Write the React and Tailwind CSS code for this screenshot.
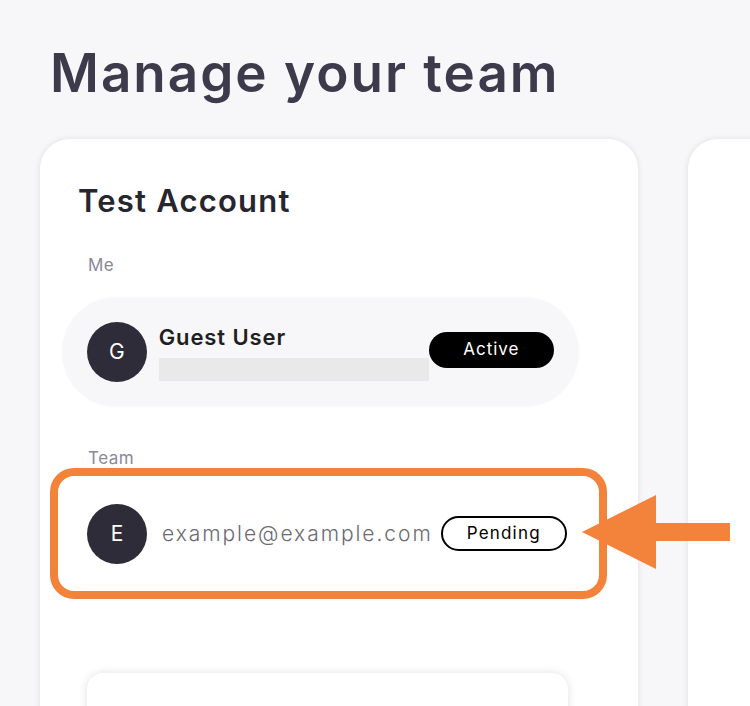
import React from "react";

const font = { fontFamily: "Inter, 'Noto Sans', sans-serif" };

export default function App() {
  return (
    <div
      className="relative w-[750px] h-[706px] overflow-hidden bg-[#f7f7f9]"
      style={font}
    >
      <h1 className="pl-[50px] pt-[38px] text-[53px] leading-[70px] font-semibold tracking-[2px] text-[#3d3b4b]">
        Manage your team
      </h1>
      <div className="mt-[31px] flex gap-[50px]">
        <div className="ml-[40px] w-[598px] h-[620px] shrink-0 rounded-[30px] bg-white shadow-[0_0_6px_rgba(0,0,0,0.10)] pt-[42px]">
          <h2 className="pl-[38px] text-[31px] leading-[40px] font-semibold tracking-[1.2px] text-[#27252e]">
            Test Account
          </h2>
          <div className="mt-[34px] pl-[48px] text-[17px] leading-[20px] tracking-[0.5px] text-[#8a8898]">
            Me
          </div>
          <div className="mt-[23px] ml-[23px] w-[515px] h-[108px] rounded-[54px] bg-[#f7f7f9] shadow-[0_0_3px_rgba(0,0,0,0.08)] flex items-center pl-[24px] pr-[24px]">
            <div className="w-[60px] h-[60px] rounded-full bg-[#2e2c38] flex items-center justify-center text-white text-[21px]">
              G
            </div>
            <div className="ml-[12px] flex flex-col">
              <div className="text-[22px] leading-[26px] font-semibold tracking-[0.9px] text-[#1f1e24]">
                Guest User
              </div>
              <div className="mt-[8px] w-[270px] h-[23px] bg-[#e9e9e9]" />
            </div>
            <div className="ml-auto -mt-[4px] w-[126px] h-[36px] rounded-full bg-black text-white text-[17px] tracking-[1px] flex items-center justify-center">
              Active
            </div>
          </div>
          <div className="mt-[42px] pl-[48px] text-[17px] leading-[20px] tracking-[0.5px] text-[#8a8898]">
            Team
          </div>
          <div className="mt-[0px] ml-[10px] w-[557px] h-[131px] rounded-[24px] border-[8px] border-[#f3823a] flex items-center pl-[29px]">
            <div className="w-[60px] h-[60px] rounded-full bg-[#2e2c38] flex items-center justify-center text-white text-[21px]">
              E
            </div>
            <div className="ml-[15px] text-[21px] font-light tracking-[1.95px] text-[#6b6a72]">
              example@example.com
            </div>
            <div className="ml-[8px] w-[126px] h-[35px] rounded-full border-2 border-black bg-white text-black text-[17px] tracking-[1.2px] flex items-center justify-center">
              Pending
            </div>
          </div>
          <div className="mt-[74px] ml-[47px] w-[481px] h-[60px] rounded-[16px] bg-white shadow-[0_0_10px_rgba(0,0,0,0.12)]" />
        </div>
        <div className="w-[120px] h-[620px] shrink-0 rounded-[30px] bg-white shadow-[0_0_6px_rgba(0,0,0,0.10)]" />
      </div>
      <svg
        className="absolute left-0 top-0"
        width="750"
        height="706"
        viewBox="0 0 750 706"
      >
        <polygon
          points="582,532 656,495 656,523 730,523 730,541 656,541 656,569"
          fill="#f3823a"
        />
      </svg>
    </div>
  );
}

• • • •

● **What is asked**
Every line above should be repeated exactly; pictures stay out of the copy.

● **Written response**
Write the React and Tailwind CSS code for this screenshot.
import React from "react";

const font = { fontFamily: "Inter, 'Noto Sans', sans-serif" };

export default function App() {
  return (
    <div
      className="relative w-[750px] h-[706px] overflow-hidden bg-[#f7f7f9]"
      style={font}
    >
      <h1 className="pl-[50px] pt-[38px] text-[53px] leading-[70px] font-semibold tracking-[2px] text-[#3d3b4b]">
        Manage your team
      </h1>
      <div className="mt-[31px] flex gap-[50px]">
        <div className="ml-[40px] w-[598px] h-[620px] shrink-0 rounded-[30px] bg-white shadow-[0_0_6px_rgba(0,0,0,0.10)] pt-[42px]">
          <h2 className="pl-[38px] text-[31px] leading-[40px] font-semibold tracking-[1.2px] text-[#27252e]">
            Test Account
          </h2>
          <div className="mt-[34px] pl-[48px] text-[17px] leading-[20px] tracking-[0.5px] text-[#8a8898]">
            Me
          </div>
          <div className="mt-[23px] ml-[23px] w-[515px] h-[108px] rounded-[54px] bg-[#f7f7f9] shadow-[0_0_3px_rgba(0,0,0,0.08)] flex items-center pl-[24px] pr-[24px]">
            <div className="w-[60px] h-[60px] rounded-full bg-[#2e2c38] flex items-center justify-center text-white text-[21px]">
              G
            </div>
            <div className="ml-[12px] flex flex-col">
              <div className="text-[22px] leading-[26px] font-semibold tracking-[0.9px] text-[#1f1e24]">
                Guest User
              </div>
              <div className="mt-[8px] w-[270px] h-[23px] bg-[#e9e9e9]" />
            </div>
            <div className="ml-auto -mt-[4px] w-[126px] h-[36px] rounded-full bg-black text-white text-[17px] tracking-[1px] flex items-center justify-center">
              Active
            </div>
          </div>
          <div className="mt-[42px] pl-[48px] text-[17px] leading-[20px] tracking-[0.5px] text-[#8a8898]">
            Team
          </div>
          <div className="mt-[0px] ml-[10px] w-[557px] h-[131px] rounded-[24px] border-[8px] border-[#f3823a] flex items-center pl-[29px]">
            <div className="w-[60px] h-[60px] rounded-full bg-[#2e2c38] flex items-center justify-center text-white text-[21px]">
              E
            </div>
            <div className="ml-[15px] text-[21px] font-light tracking-[1.95px] text-[#6b6a72]">
              example@example.com
            </div>
            <div className="ml-[8px] w-[126px] h-[35px] rounded-full border-2 border-black bg-white text-black text-[17px] tracking-[1.2px] flex items-center justify-center">
              Pending
            </div>
          </div>
          <div className="mt-[74px] ml-[47px] w-[481px] h-[60px] rounded-[16px] bg-white shadow-[0_0_10px_rgba(0,0,0,0.12)]" />
        </div>
        <div className="w-[120px] h-[620px] shrink-0 rounded-[30px] bg-white shadow-[0_0_6px_rgba(0,0,0,0.10)]" />
      </div>
      <svg
        className="absolute left-0 top-0"
        width="750"
        height="706"
        viewBox="0 0 750 706"
      >
        <polygon
          points="582,532 656,495 656,523 730,523 730,541 656,541 656,569"
          fill="#f3823a"
        />
      </svg>
    </div>
  );
}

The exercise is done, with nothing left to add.